Bearing a certain likeness to the story of St Deicolus is that of St Giles.

[229] ST GILES was an Athenian of royal birth, who fled from home and from the prominence won for him by his miracles, one of which was the healing of a sick man by casting over him his cloak. He set out in quest of some remote spot where he might live in solitude the life of a hermit. Such a place he found near the mouth of the Rhone, not far from Nimes. Here he dwelt in a hut, on herbs, berries, roots, and on the milk of a spotted hind, who came to him daily and allowed him to milk her. A long time he existed with only his loving hind for companion. But one day the silence was torn by tumult of the chase. Horns echoed in the distance, and the baying of the King's hounds drew every moment nearer.

Hearing the sounds and going to the door of his hut, St Giles saw the hind fleeing in the last exhaustion from the pursuing dogs. Taking courage she made a final effort, and reaching him, threw herself into his open arms.
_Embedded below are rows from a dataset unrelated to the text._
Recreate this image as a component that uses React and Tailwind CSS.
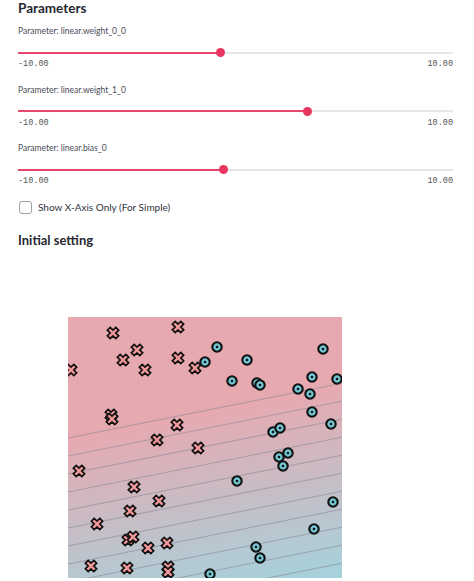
import React from "react";

const XS = [
  [113, 333], [178, 327], [137, 350], [123, 360], [178, 358], [145, 370], [195, 368], [71, 370],
  [111, 415], [112, 419], [177, 425], [157, 440], [198, 448], [79, 471], [134, 487], [159, 501],
  [130, 511], [97, 524], [128, 540], [133, 537], [148, 548], [167, 543], [91, 566], [127, 568],
  [168, 567], [168, 572],
];

const OS = [
  [205, 362], [217, 347], [247, 360], [323, 349], [232, 381], [257, 383], [260, 385], [312, 377],
  [337, 379], [298, 389], [310, 394], [312, 412], [331, 424], [273, 432], [280, 428], [279, 457],
  [288, 453], [283, 466], [237, 481], [333, 502], [314, 529], [256, 547], [260, 558], [210, 574],
];

const SLIDERS = [
  { label: "Parameter: linear.weight_0_0", value: -0.71 },
  { label: "Parameter: linear.weight_1_0", value: 3.33 },
  { label: "Parameter: linear.bias_0", value: -0.57 },
];

const OX = 68;
const OY = 317;
const W = 274;
const H = 261;

function XMarker({ x, y }) {
  const pts = [
    [-2, -6], [2, -6], [2, -2], [6, -2], [6, 2], [2, 2], [2, 6], [-2, 6], [-2, 2], [-6, 2], [-6, -2], [-2, -2],
  ]
    .map(([a, b]) => `${a},${b}`)
    .join(" ");
  return (
    <polygon
      points={pts}
      transform={`translate(${x - OX} ${y - OY}) rotate(45)`}
      fill="#f2979a"
      stroke="#111"
      strokeWidth="1.7"
      strokeLinejoin="miter"
    />
  );
}

function OMarker({ x, y }) {
  return (
    <g transform={`translate(${x - OX} ${y - OY})`}>
      <circle r="4.7" fill="#72c6d3" stroke="#111" strokeWidth="2.1" />
      <circle r="1.3" fill="#111" />
    </g>
  );
}

function Plot() {
  const lines = [];
  for (let k = 0; k < 12; k++) {
    const c = 121 + 18 * k;
    lines.push(<line key={k} x1={0} y1={c} x2={W} y2={c - 0.2 * W} stroke="#8a8a98" strokeOpacity="0.8" strokeWidth="0.8" />);
  }
  return (
    <svg width={W} height={H} viewBox={`0 0 ${W} ${H}`} className="block">
      <defs>
        <linearGradient id="bg" gradientUnits="userSpaceOnUse" x1="23.3" y1="116.3" x2="60.7" y2="303.7">
          <stop offset="0" stopColor="#e7a9b0" />
          <stop offset="1" stopColor="#a4d3dd" />
        </linearGradient>
      </defs>
      <rect width={W} height={H} fill="url(#bg)" />
      {lines}
      {XS.map(([x, y], i) => (
        <XMarker key={i} x={x} y={y} />
      ))}
      {OS.map(([x, y], i) => (
        <OMarker key={i} x={x} y={y} />
      ))}
    </svg>
  );
}

function Slider({ label, value }) {
  const frac = (value + 10) / 20;
  return (
    <div className="flex flex-col mb-[14.5px]">
      <div className="h-[13px] leading-[13px] text-[8.5px] text-[#4a4c57]">{label}</div>
      <div className="relative h-[15px] mt-[7px] flex items-center">
        <div className="w-full h-[2px] bg-[#e6e6ea] flex">
          <div className="h-full bg-[#e8476d]" style={{ width: `${frac * 100}%` }} />
        </div>
        <div
          className="absolute top-1/2 w-[9px] h-[9px] -mt-[4.5px] -ml-[4.5px] rounded-full bg-[#e8365f]"
          style={{ left: `${frac * 100}%` }}
        />
      </div>
      <div className="h-[9px] leading-[9px] flex justify-between text-[8.5px] text-[#555] font-['Liberation_Mono','DejaVu_Sans_Mono',monospace]">
        <span>-10.00</span>
        <span>10.00</span>
      </div>
    </div>
  );
}

export default function App() {
  return (
    <div className="w-[474px] h-[581px] overflow-hidden bg-white font-['Lato','Noto_Sans',sans-serif] text-[#262730]">
      <div className="pl-[18px] pr-[21px]">
        <div className="h-[25px] pt-[1px] text-[13.5px] leading-[15px] font-bold">Parameters</div>
        {SLIDERS.map((s) => (
          <Slider key={s.label} {...s} />
        ))}
        <div className="flex items-center h-[13px] gap-[6px]">
          <div className="w-[13px] h-[13px] rounded-[3px] border border-[#a0a0a8] bg-white ml-[1px]" />
          <span className="text-[10px] leading-[13px] text-[#31333f]">Show X-Axis Only (For Simple)</span>
        </div>
        <div className="mt-[18px] h-[16px] text-[13px] leading-[16px] font-bold">Initial setting</div>
      </div>
      <div className="pl-[68px] mt-[69px]">
        <Plot />
      </div>
    </div>
  );
}
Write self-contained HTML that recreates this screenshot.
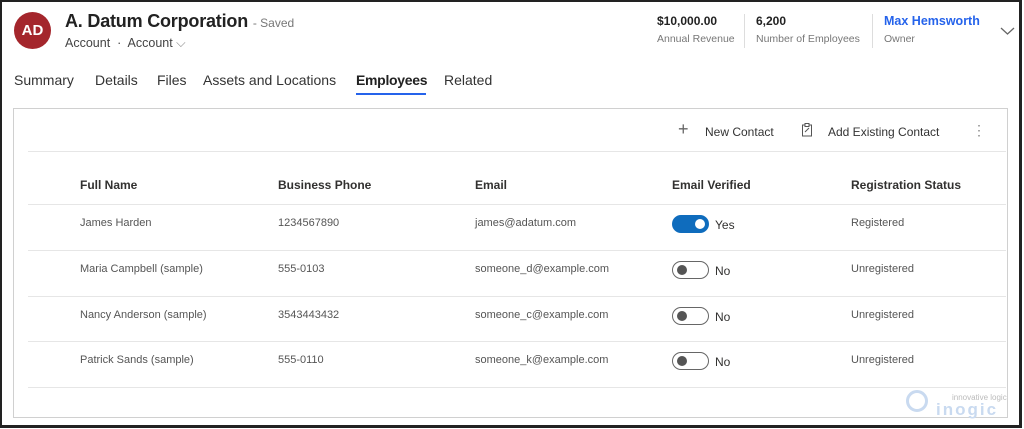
<!DOCTYPE html>
<html><head><style>
*{margin:0;padding:0;box-sizing:border-box}
body{width:1024px;height:429px;background:#fff;font-family:"Liberation Sans",sans-serif;position:relative;overflow:hidden;color:#323130}
.a{position:absolute;white-space:nowrap}
.frame{position:absolute;left:0;top:0;width:1022px;height:428px;border:2px solid #222;border-right-width:3px;border-bottom-width:3px}
.hd{font-size:12px;font-weight:bold;color:#323130}
.c{font-size:11px;color:#555}
.line{position:absolute;left:28px;width:978px;height:1px;background:#e6e6e6}
.tog{position:absolute;width:37px;height:18px;border-radius:9px;border:1px solid #666}
.tog i{position:absolute;top:3px;left:4px;width:10px;height:10px;border-radius:50%;background:#555}
.on{background:#0f6cbd;border-color:#0f6cbd}
.on i{left:22px;background:#fff}
.t{font-size:14px;color:#333;top:72px}
</style></head><body>
<div class="frame"></div>
<div class="a" style="left:14px;top:12px;width:37px;height:37px;border-radius:50%;background:#a4262c;color:#fff;font-weight:bold;font-size:15px;line-height:37px;text-align:center">AD</div>
<div class="a" style="left:65px;top:11px;font-size:18px;font-weight:bold;color:#222;letter-spacing:-0.2px">A. Datum Corporation <span style="font-size:12px;font-weight:normal;color:#777;letter-spacing:0">- Saved</span></div>
<div class="a" style="left:65px;top:36px;font-size:12.5px;color:#444">Account &nbsp;·&nbsp; Account <span style="color:#888">⌵</span></div>
<div class="a" style="left:657px;top:14px;font-size:12px;font-weight:bold;color:#222">$10,000.00</div>
<div class="a" style="left:657px;top:33px;font-size:10.5px;color:#777">Annual Revenue</div>
<div class="a" style="left:744px;top:14px;width:1px;height:34px;background:#ddd"></div>
<div class="a" style="left:756px;top:14px;font-size:12px;font-weight:bold;color:#222">6,200</div>
<div class="a" style="left:756px;top:33px;font-size:10.5px;color:#777">Number of Employees</div>
<div class="a" style="left:872px;top:14px;width:1px;height:34px;background:#ddd"></div>
<div class="a" style="left:884px;top:14px;font-size:12.5px;font-weight:bold;color:#2563eb">Max Hemsworth</div>
<div class="a" style="left:884px;top:33px;font-size:10.5px;color:#777">Owner</div>
<svg class="a" style="left:1000px;top:26px" width="15" height="10"><path d="M1 2 L7.5 8 L14 2" stroke="#666" fill="none" stroke-width="1.3"/></svg>
<div class="a t" style="left:14px">Summary</div>
<div class="a t" style="left:95px">Details</div>
<div class="a t" style="left:157px">Files</div>
<div class="a t" style="left:203px">Assets and Locations</div>
<div class="a t" style="left:356px;font-weight:bold;color:#222;letter-spacing:-0.3px">Employees</div>
<div class="a" style="left:356px;top:93px;width:70px;height:2px;background:#2563eb"></div>
<div class="a t" style="left:444px">Related</div>
<div class="a" style="left:13px;top:108px;width:995px;height:310px;border:1px solid #d0d0d0"></div>
<div class="a" style="left:678px;top:119px;font-size:18px;color:#666;font-weight:300">+</div>
<div class="a" style="left:705px;top:125px;font-size:12px;color:#333">New Contact</div>
<svg class="a" style="left:801px;top:123px" width="12" height="14"><rect x="1.5" y="2" width="9" height="11" fill="none" stroke="#555"/><rect x="4" y="0.5" width="4" height="3" fill="#fff" stroke="#555"/><path d="M4 9l4-4" stroke="#555"/></svg>
<div class="a" style="left:828px;top:125px;font-size:12px;color:#333">Add Existing Contact</div>
<div class="a" style="left:972px;top:122px;font-size:14px;color:#888">⋮</div>
<div class="line" style="top:151px"></div>
<div class="a hd" style="left:80px;top:178px">Full Name</div>
<div class="a hd" style="left:278px;top:178px">Business Phone</div>
<div class="a hd" style="left:475px;top:178px">Email</div>
<div class="a hd" style="left:672px;top:178px">Email Verified</div>
<div class="a hd" style="left:851px;top:178px">Registration Status</div>
<div class="line" style="top:204px"></div>
<div class="a c" style="left:80px;top:217px">James Harden</div>
<div class="a c" style="left:278px;top:217px">1234567890</div>
<div class="a c" style="left:475px;top:217px">james@adatum.com</div>
<div class="tog on" style="left:672px;top:215px"><i></i></div>
<div class="a" style="left:715px;top:218px;font-size:12px">Yes</div>
<div class="a c" style="left:851px;top:217px">Registered</div>
<div class="line" style="top:250px"></div>
<div class="a c" style="left:80px;top:263px">Maria Campbell (sample)</div>
<div class="a c" style="left:278px;top:263px">555-0103</div>
<div class="a c" style="left:475px;top:263px">someone_d@example.com</div>
<div class="tog" style="left:672px;top:261px"><i></i></div>
<div class="a" style="left:715px;top:264px;font-size:12px">No</div>
<div class="a c" style="left:851px;top:263px">Unregistered</div>
<div class="line" style="top:296px"></div>
<div class="a c" style="left:80px;top:309px">Nancy Anderson (sample)</div>
<div class="a c" style="left:278px;top:309px">3543443432</div>
<div class="a c" style="left:475px;top:309px">someone_c@example.com</div>
<div class="tog" style="left:672px;top:307px"><i></i></div>
<div class="a" style="left:715px;top:310px;font-size:12px">No</div>
<div class="a c" style="left:851px;top:309px">Unregistered</div>
<div class="line" style="top:341px"></div>
<div class="a c" style="left:80px;top:354px">Patrick Sands (sample)</div>
<div class="a c" style="left:278px;top:354px">555-0110</div>
<div class="a c" style="left:475px;top:354px">someone_k@example.com</div>
<div class="tog" style="left:672px;top:352px"><i></i></div>
<div class="a" style="left:715px;top:355px;font-size:12px">No</div>
<div class="a c" style="left:851px;top:354px">Unregistered</div>
<div class="line" style="top:387px"></div>
<div class="a" style="left:906px;top:390px;width:22px;height:22px;border-radius:50%;border:3px solid #c9daf0"></div>
<div class="a" style="left:952px;top:393px;font-size:8px;color:#bbb">innovative logic</div>
<div class="a" style="left:936px;top:400px;font-size:17px;color:#c9daf0;letter-spacing:2px;font-weight:bold">inogic</div>
</body></html>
At sight of him the dogs not only paused, but turned whimpering away and returned to the huntsmen, who by this time appeared on the edge of the clearing in which the hut stood. One of them, sending an arrow at random in the direction of the deer, pierced the Saint's protecting arm, so that when the King reached the scene he found an aged wounded man holding in his arms a quivering hind. Deeply moved by the sight, he [230] entreated the holy man's forgiveness and wished to send his physician to attend him, but St Giles refused all aid, saying that he cherished his wound, and that his prayers would bring him the necessary aid from God. The King then asked for his story and having heard it, offered him honour and riches, all of which Giles refused to accept. He eventually consented to allow certain followers to join him in his solitude, and thence sprang in time a monastery over which he presided as the first Abbot, but for the moment the King and all his court were obliged to turn away, leaving the Saint to his cherished solitude, with his little cherished friend.